Money-financed fiscal expansion

Hi!
I am trying to build a model which would allow for two options:

  1. financing productive/unproductive government spending by a combination of government debt and lump-sum taxation
  2. monetary financing of productive/unproductive government spending (using seigniorage)

I have succeded in building a working model for the first case.

In particular, what I have is (money demand, debt evolution, taxes and seigniorage definition):

m_t^{-\mu} = \frac{1}{\kappa} c_t^{\sigma} \frac{R_t}{R_t-1} \\ b_t = \frac{R_t}{\pi_t} b_{t-1} + g_t - s_t - t_t \\ t_t = t + \psi_b (\frac{b_t}{y_t} - \frac{b}{y}) \\ s_t = m_t - \frac{m_{t-1}}{\pi_t}

and the usual Taylor rule.

When I stich off the Taylor rule and replace it by an equation which describes the degree of monetary financing:

s_t = (\frac{g_t - g}{g})^{\phi_{MF}}

I get indeterminacy due to the violation of BK conditions. What am I doing wrong? While deriving the model I loosely followed this paper.

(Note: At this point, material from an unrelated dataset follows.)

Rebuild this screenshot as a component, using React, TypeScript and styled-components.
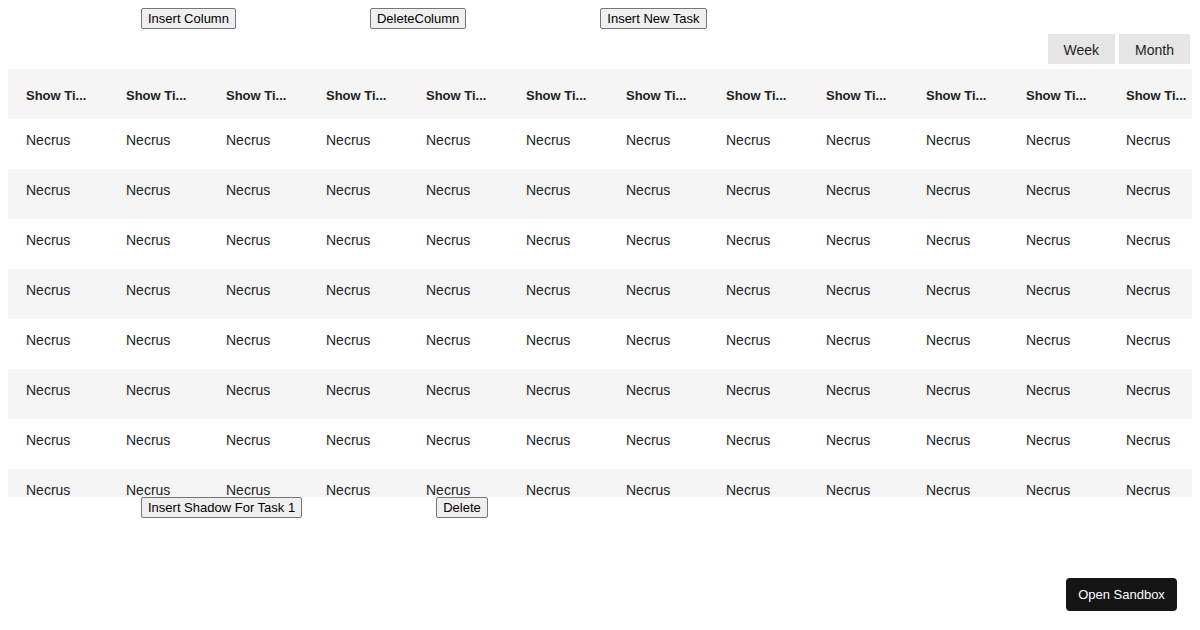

Apart from that, I am not sure how to properly write this down in Dynare. I cannot log-linearize s_t because in steady state it is zero (unless trend inflation is positive). That is why I leave it without the exp() in the equations. However, in this case IRFs for government debt tend to become strange: following a 1% of GDP shock to government spending, debt falls by 2 (which means 200%). Should I somehow modify my debt accumulation equation if I use both exp() and linear variables?

Many thanks for any suggestions!
model.mod (7.7 KB)

Are you sure that particular type of monetary fiscal interaction works. We know from e.g. Leeper (1991) that one of the two policies needs to be active and the other one passive to get a unique determinate equilibrium. It seems you turned monetary policy passive with the seignorage rule.